§ AIM OF THE TASK
Set down, exactly as written, the lines from the top of the data to the line that holds "ChevronDown, ChevronUp, Info", and omit the pictures.

— start —

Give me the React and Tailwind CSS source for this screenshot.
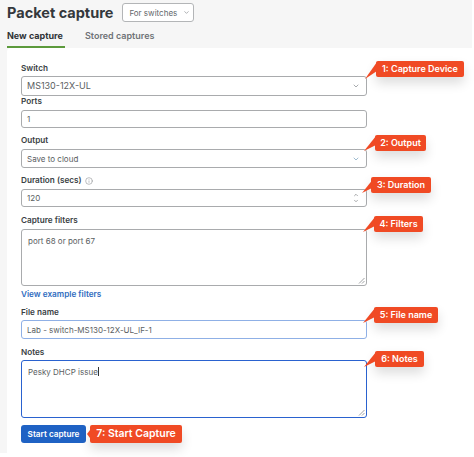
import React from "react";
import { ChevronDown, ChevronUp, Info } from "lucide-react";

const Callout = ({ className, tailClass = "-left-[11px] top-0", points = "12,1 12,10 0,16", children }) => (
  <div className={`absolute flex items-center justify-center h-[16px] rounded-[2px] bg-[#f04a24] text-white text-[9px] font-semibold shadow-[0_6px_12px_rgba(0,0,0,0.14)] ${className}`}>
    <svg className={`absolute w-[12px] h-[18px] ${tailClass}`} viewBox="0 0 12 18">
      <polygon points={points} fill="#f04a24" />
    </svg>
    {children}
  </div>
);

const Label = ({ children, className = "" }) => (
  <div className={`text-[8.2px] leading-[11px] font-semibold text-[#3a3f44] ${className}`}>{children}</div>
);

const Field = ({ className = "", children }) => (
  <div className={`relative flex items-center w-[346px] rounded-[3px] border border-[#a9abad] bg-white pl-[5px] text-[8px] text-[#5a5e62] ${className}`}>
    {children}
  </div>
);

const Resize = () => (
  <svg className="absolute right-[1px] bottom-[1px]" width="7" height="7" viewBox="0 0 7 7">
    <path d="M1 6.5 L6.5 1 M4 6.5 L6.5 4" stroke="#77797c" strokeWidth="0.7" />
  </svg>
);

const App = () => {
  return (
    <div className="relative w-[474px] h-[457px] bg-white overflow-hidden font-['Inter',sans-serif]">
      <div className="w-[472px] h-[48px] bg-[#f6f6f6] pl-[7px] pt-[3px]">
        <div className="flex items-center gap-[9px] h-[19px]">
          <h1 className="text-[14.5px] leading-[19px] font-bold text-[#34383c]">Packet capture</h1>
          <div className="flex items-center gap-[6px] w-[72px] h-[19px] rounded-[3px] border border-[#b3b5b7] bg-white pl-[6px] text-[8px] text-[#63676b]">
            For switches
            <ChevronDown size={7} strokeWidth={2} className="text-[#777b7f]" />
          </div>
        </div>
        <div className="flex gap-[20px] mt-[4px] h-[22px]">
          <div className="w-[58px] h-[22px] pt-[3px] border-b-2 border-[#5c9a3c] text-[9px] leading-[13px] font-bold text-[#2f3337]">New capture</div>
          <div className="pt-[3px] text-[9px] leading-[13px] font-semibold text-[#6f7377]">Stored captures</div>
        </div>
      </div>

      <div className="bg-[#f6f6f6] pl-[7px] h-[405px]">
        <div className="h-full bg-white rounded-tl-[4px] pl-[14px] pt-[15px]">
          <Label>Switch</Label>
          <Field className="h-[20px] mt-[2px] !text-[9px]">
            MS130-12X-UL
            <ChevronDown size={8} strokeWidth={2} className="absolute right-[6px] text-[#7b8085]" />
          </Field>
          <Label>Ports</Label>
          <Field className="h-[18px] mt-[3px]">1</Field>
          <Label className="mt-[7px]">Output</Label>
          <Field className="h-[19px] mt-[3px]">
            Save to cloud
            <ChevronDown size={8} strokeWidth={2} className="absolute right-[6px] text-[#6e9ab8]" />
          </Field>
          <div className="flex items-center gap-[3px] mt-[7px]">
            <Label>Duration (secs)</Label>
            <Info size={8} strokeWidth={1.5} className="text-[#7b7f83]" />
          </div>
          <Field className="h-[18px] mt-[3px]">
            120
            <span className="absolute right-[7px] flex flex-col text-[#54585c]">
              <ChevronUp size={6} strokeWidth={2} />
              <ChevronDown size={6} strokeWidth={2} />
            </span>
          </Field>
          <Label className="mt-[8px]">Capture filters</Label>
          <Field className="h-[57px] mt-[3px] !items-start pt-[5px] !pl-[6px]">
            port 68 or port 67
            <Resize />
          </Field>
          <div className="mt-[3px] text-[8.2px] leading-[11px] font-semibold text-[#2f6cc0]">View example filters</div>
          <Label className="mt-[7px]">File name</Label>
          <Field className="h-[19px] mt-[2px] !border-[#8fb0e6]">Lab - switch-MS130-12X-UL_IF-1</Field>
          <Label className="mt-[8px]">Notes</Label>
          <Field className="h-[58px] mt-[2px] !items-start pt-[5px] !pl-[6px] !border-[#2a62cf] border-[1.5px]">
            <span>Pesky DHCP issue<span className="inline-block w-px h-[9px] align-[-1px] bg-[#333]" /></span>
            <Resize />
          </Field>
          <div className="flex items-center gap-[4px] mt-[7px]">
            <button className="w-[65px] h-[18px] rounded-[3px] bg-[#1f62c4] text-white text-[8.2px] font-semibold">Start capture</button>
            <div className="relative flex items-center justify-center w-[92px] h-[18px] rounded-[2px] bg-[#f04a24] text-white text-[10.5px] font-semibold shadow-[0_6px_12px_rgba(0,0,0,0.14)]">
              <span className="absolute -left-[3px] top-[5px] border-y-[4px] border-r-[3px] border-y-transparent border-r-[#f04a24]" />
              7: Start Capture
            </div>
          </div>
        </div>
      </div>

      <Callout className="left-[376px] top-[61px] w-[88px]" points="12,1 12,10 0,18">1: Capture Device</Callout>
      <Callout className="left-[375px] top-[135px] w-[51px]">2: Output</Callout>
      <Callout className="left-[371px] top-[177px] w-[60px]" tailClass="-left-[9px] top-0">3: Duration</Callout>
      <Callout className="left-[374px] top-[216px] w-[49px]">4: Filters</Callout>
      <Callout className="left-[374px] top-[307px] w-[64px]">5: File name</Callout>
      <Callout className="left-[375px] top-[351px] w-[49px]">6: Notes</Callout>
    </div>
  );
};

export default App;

— end —

§ SOLUTION TO THE PROBLEM
Give me the React and Tailwind CSS source for this screenshot.
import React from "react";
import { ChevronDown, ChevronUp, Info } from "lucide-react";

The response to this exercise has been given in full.